By Zach Arnold | June 10, 2016
When the Attorney General’s office in Nevada overcharged California fight promoter Roy Englebrecht with perjury, forgery, and ID theft, they publicly stated at a Nevada State Athletic Commission that they wanted to send a message to other states to follow suit against Englebrecht and hopefully enforce their suspension of the California promoter.
Englebrecht is one of the few local California fight promoters left on the state’s scene. He’s worth good money each year to the California State Athletic Commission. He runs Fight Promoter university and often has people associated with the state’s Athletic Commission at Fight Promoter U. His events are often social gatherings for those working on behalf of CSAC.

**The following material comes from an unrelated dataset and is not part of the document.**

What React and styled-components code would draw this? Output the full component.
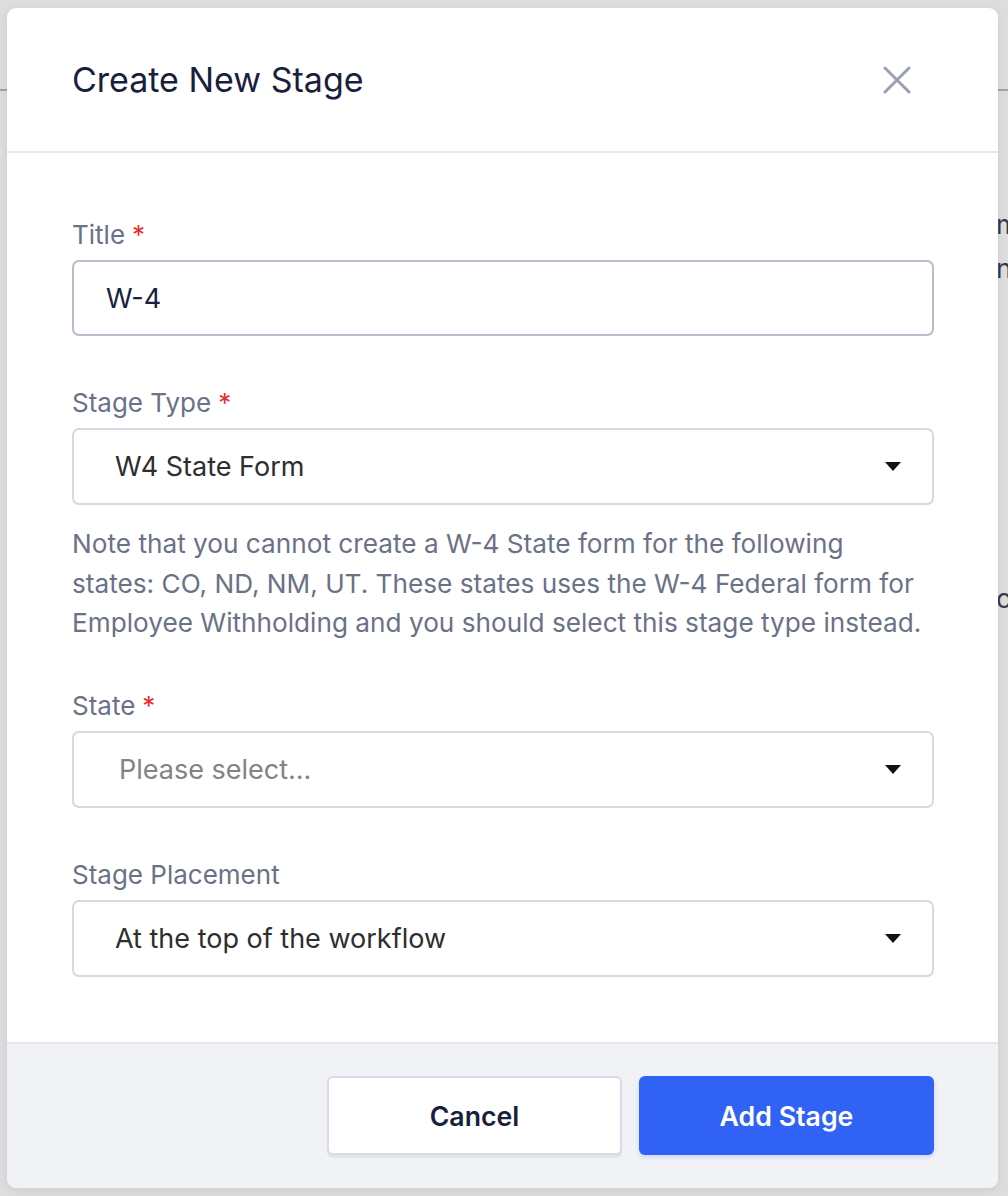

Which is exactly why the California State Athletic Commission is ignoring Nevada’s 18-month suspension of Roy Englebrecht after he admitted to providing false and misleading information when he filed a fighter application on behalf of boxer Zab Judah. California is under no legal obligation to honor promoter suspensions from under states, unlike fighters and other licensees as required by the Ali Act. And, naturally, they’re telling Nevada to go pound sand without saying a word.
Englebrecht ran an event at his home base of The Hangar in Costa Mesa, California on Thursday. There is absolutely no sign that California will administratively enforce Nevada’s suspension or bring up the topic at their next Athletic Commission meeting on July 12th in Los Angeles.

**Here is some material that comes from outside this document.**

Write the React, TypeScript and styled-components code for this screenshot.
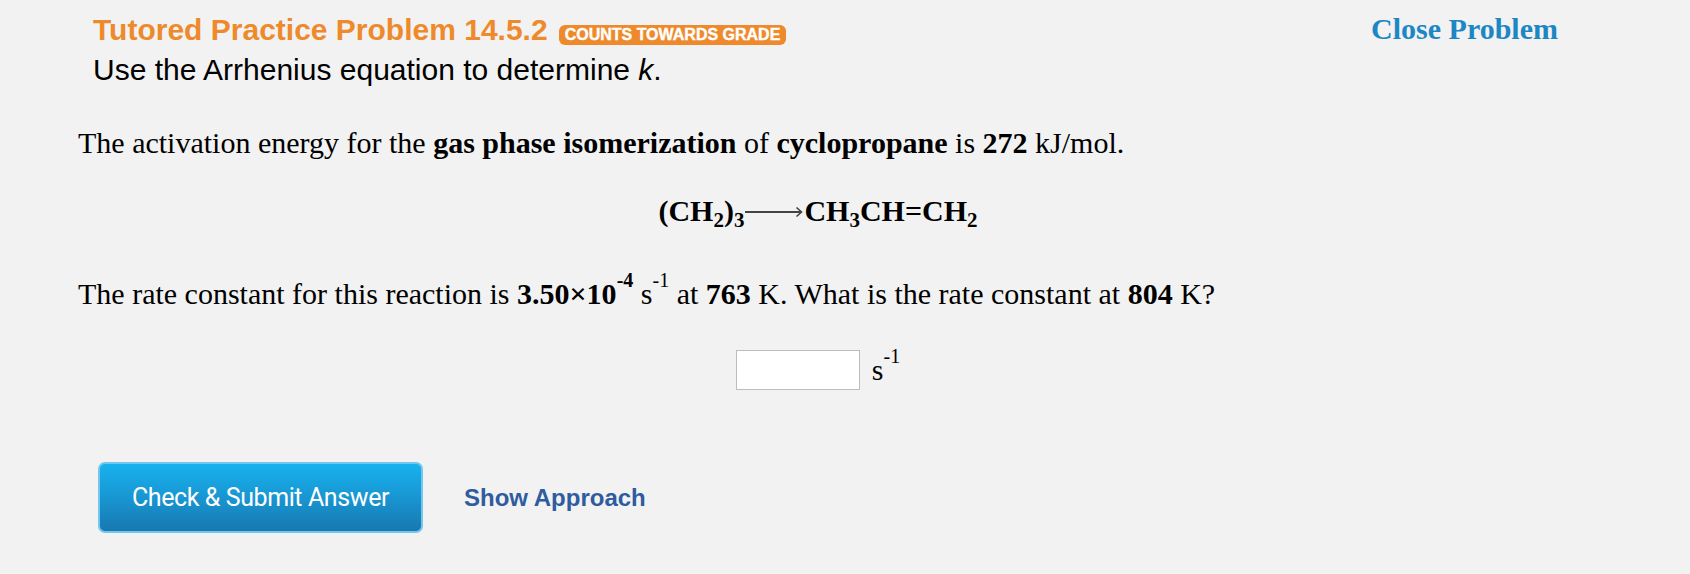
import React from 'react';
import styled, { createGlobalStyle } from 'styled-components';

const GlobalStyle = createGlobalStyle`
  html, body {
    margin: 0;
    padding: 0;
    background: #f2f2f2;
  }
`;

const Page = styled.div`
  width: 1480px;
  padding: 13px 0 40px 78px;
  color: #000;
  font-family: 'Liberation Serif', 'Times New Roman', serif;
`;

const Header = styled.header`
  display: flex;
  justify-content: space-between;
  align-items: flex-start;
  padding-left: 15px;
`;

const HeadText = styled.div`
  display: flex;
  flex-direction: column;
`;

const TitleRow = styled.div`
  display: flex;
  align-items: baseline;
`;

const Title = styled.h1`
  margin: 0;
  font-family: 'Liberation Sans', Arial, sans-serif;
  font-size: 30px;
  line-height: 34px;
  font-weight: bold;
  color: #ee8a2b;
`;

const Badge = styled.span`
  display: inline-block;
  margin-left: 11px;
  padding: 0 6px;
  height: 20px;
  line-height: 20px;
  border-radius: 6px;
  background: #ee8a2b;
  color: #fff;
  font-family: 'Liberation Sans', Arial, sans-serif;
  font-size: 16px;
  font-weight: bold;
  -webkit-text-stroke: 0.4px #fff;
`;

const Subtitle = styled.p`
  margin: 6px 0 0;
  font-family: 'Liberation Sans', Arial, sans-serif;
  font-size: 30px;
  line-height: 34px;
`;

const CloseLink = styled.a`
  font-family: 'Liberation Serif', 'Times New Roman', serif;
  font-size: 30px;
  line-height: 31px;
  font-weight: bold;
  color: #1d87c4;
  text-decoration: none;
  cursor: pointer;
`;

const Para = styled.p<{ $top: number }>`
  margin: ${p => p.$top}px 0 0;
  font-size: 30px;
  line-height: 34px;
`;

const Equation = styled.div`
  margin-top: 34px;
  text-align: center;
  font-size: 30px;
  line-height: 34px;
  font-weight: bold;
`;

const Sub = styled.sub`
  font-size: 21px;
  line-height: 0;
  vertical-align: -6px;
`;

const Sup = styled.sup`
  font-size: 20px;
  line-height: 0;
  vertical-align: 17px;
`;

const Arrow = styled.svg`
  width: 58px;
  height: 12px;
  margin: 0 1px;
  vertical-align: 3px;
`;

const AnswerRow = styled.div`
  margin-top: 39px;
  display: flex;
  justify-content: center;
  align-items: flex-start;
  gap: 12px;
`;

const AnswerInput = styled.input`
  box-sizing: border-box;
  width: 124px;
  height: 40px;
  margin: 0;
  border: 1px solid #bdbdbd;
  background: #fff;
  font-size: 20px;
  padding: 0 6px;
  outline: none;
`;

const Unit = styled.span`
  margin-top: 3px;
  font-size: 30px;
  line-height: 34px;
`;

const Actions = styled.div`
  margin-top: 72px;
  padding-left: 20px;
  display: flex;
  align-items: center;
  gap: 41px;
`;

const SubmitButton = styled.button`
  box-sizing: border-box;
  width: 325px;
  height: 71px;
  border: 2px solid #74c6ed;
  border-radius: 7px;
  background: linear-gradient(to bottom, #17b2ee 0%, #1896d2 50%, #1878b0 100%);
  color: #fff;
  font-family: Roboto, 'Liberation Sans', sans-serif;
  font-size: 25px;
  letter-spacing: -0.4px;
  cursor: pointer;
`;

const ApproachLink = styled.a`
  font-family: 'Liberation Sans', Arial, sans-serif;
  font-size: 24px;
  font-weight: bold;
  color: #2e5c9e;
  text-decoration: none;
  cursor: pointer;
`;

export default function App() {
  return (
    <>
      <GlobalStyle />
      <Page>
        <Header>
          <HeadText>
            <TitleRow>
              <Title>Tutored Practice Problem 14.5.2</Title>
              <Badge>COUNTS TOWARDS GRADE</Badge>
            </TitleRow>
            <Subtitle>
              Use the Arrhenius equation to determine <i>k</i>.
            </Subtitle>
          </HeadText>
          <CloseLink>Close Problem</CloseLink>
        </Header>

        <Para $top={39}>
          The activation energy for the <b>gas phase isomerization</b> of{' '}
          <b>cyclopropane</b> is <b>272</b> kJ/mol.
        </Para>

        <Equation>
          (CH<Sub>2</Sub>)<Sub>3</Sub>
          <Arrow viewBox="0 0 58 12">
            <line x1="0" y1="6" x2="56" y2="6" stroke="#444" strokeWidth="2" />
            <path d="M51.5 1.5 L56.5 6 L51.5 10.5" fill="none" stroke="#444" strokeWidth="1.6" />
          </Arrow>
          CH<Sub>3</Sub>CH=CH<Sub>2</Sub>
        </Equation>

        <Para $top={49}>
          The rate constant for this reaction is{' '}
          <b>
            3.50×10<Sup>-4</Sup>
          </b>{' '}
          s<Sup>-1</Sup> at <b>763</b> K. What is the rate constant at <b>804</b> K?
        </Para>

        <AnswerRow>
          <AnswerInput type="text" />
          <Unit>
            s<Sup>-1</Sup>
          </Unit>
        </AnswerRow>

        <Actions>
          <SubmitButton>Check &amp; Submit Answer</SubmitButton>
          <ApproachLink>Show Approach</ApproachLink>
        </Actions>
      </Page>
    </>
  );
}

California’s decision to ignore the wishes of the Nevada State Athletic Commission and the state’s AG office is a fascinating political decision. Andy Foster, if nothing else, is a political animal. He ran for the open Executive Director slot in Nevada and got beat out by Bob Bennett. Now Andy is ignoring the wishes of Bennett by not enforcing Nevada’s suspension in California. The tension will escalate between the two parties. The decision to ignore Nevada’s suspension of Englebrecht now sets a precedent in the relationship between both men that should California need a favor in the future, don’t expect Las Vegas to pick up the phone and answer.

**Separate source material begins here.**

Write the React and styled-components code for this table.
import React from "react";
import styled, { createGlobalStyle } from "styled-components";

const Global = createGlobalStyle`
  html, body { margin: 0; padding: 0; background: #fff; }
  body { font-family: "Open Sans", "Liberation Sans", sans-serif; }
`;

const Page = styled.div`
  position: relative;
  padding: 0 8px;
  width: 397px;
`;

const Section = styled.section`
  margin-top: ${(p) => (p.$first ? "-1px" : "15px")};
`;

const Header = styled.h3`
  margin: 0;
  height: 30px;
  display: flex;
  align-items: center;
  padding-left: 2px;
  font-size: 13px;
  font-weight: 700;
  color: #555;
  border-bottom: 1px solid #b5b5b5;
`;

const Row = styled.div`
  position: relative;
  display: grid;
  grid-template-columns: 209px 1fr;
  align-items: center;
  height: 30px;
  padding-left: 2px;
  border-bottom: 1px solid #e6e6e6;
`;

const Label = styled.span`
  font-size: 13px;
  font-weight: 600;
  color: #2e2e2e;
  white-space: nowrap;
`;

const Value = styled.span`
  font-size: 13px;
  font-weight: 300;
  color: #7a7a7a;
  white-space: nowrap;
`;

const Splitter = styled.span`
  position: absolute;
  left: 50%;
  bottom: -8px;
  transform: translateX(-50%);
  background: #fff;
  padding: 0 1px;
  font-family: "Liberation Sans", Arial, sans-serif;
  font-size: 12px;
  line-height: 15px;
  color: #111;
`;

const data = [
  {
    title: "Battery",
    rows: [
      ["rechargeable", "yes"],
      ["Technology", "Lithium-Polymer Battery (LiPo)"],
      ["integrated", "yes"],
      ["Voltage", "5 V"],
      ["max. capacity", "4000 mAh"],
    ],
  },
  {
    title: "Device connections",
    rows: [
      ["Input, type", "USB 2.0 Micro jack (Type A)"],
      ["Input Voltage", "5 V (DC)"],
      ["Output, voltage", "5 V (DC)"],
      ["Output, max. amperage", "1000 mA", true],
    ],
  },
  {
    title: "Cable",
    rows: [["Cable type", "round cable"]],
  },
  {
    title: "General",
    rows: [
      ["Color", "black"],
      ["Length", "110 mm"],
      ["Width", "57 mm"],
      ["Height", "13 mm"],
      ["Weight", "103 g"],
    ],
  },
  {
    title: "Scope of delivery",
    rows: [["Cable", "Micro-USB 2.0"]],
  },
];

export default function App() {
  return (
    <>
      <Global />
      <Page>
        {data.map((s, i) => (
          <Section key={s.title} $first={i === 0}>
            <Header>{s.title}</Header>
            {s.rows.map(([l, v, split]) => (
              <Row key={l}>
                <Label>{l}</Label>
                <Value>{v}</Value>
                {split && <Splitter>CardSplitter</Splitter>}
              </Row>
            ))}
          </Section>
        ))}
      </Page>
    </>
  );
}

There is an interesting administrative law discussion to be had regarding the Department of Consumer Affairs, the powerful Sacramento entity which oversees the state Athletic Commission, ignoring Nevada’s perjury suspension of Roy Englebrecht. Perjury is considered an act of moral turpitude and DCA uses acts of moral turpitude all the time to revoke licenses from state professionals for DUI convictions, domestic violence charges, forgery, and (yes) perjury. These state professionals often include doctors, attorneys, notaries public, contractors, and liquor licensees. If you run a restaurant and lose your liquor license, it can be economic death. I could write a formal treatise citing the various license revocation cases DCA has pursued over the last decade.
The perjury laws in both California and Nevada are similar. California PC 118:
118. (a) Every person who, having taken an oath that he or she will testify, declare, depose, or certify truly before any competent tribunal, officer, or person, in any of the cases in which the oath may by law of the State of California be administered, willfully and contrary to the oath, states as true any material matter which he or she knows to be false, and every person who testifies, declares, deposes, or certifies under penalty of perjury in any of the cases in which the testimony, declarations, depositions, or certification is permitted by law of the State of California under penalty of perjury and willfully states as true any material matter which he or she knows to be false, is guilty of perjury.
Nevada Revised Statute 199.145:
NRS?199.145 – Statement made in declaration under penalty of perjury.??A person who, in a declaration made under penalty of perjury:
1. Makes a willful and false statement in a matter material to the issue or point in question; or
2. Willfully makes an unqualified statement of that which the person does not know to be true
Nevada’s perjury law is more liberal for interpretation than California’s but the end result is still the same. Roy Englebrecht admitted under oath that he “made a mistake” and did not contest the perjury charge in Nevada. California has little-to-no wiggle room in ignoring Nevada’s suspension by claiming that the perjury laws are somehow different between the two states.
DCA has revoked many California licenses on similar charges & circumstances, ending professional careers. They’ve chosen not to end Roy Englebrecht’s career as a promoter. He makes money for the state and his events are social gatherings for state employees. How Nevada exacts retribution upon California in future will be the next storyline to follow.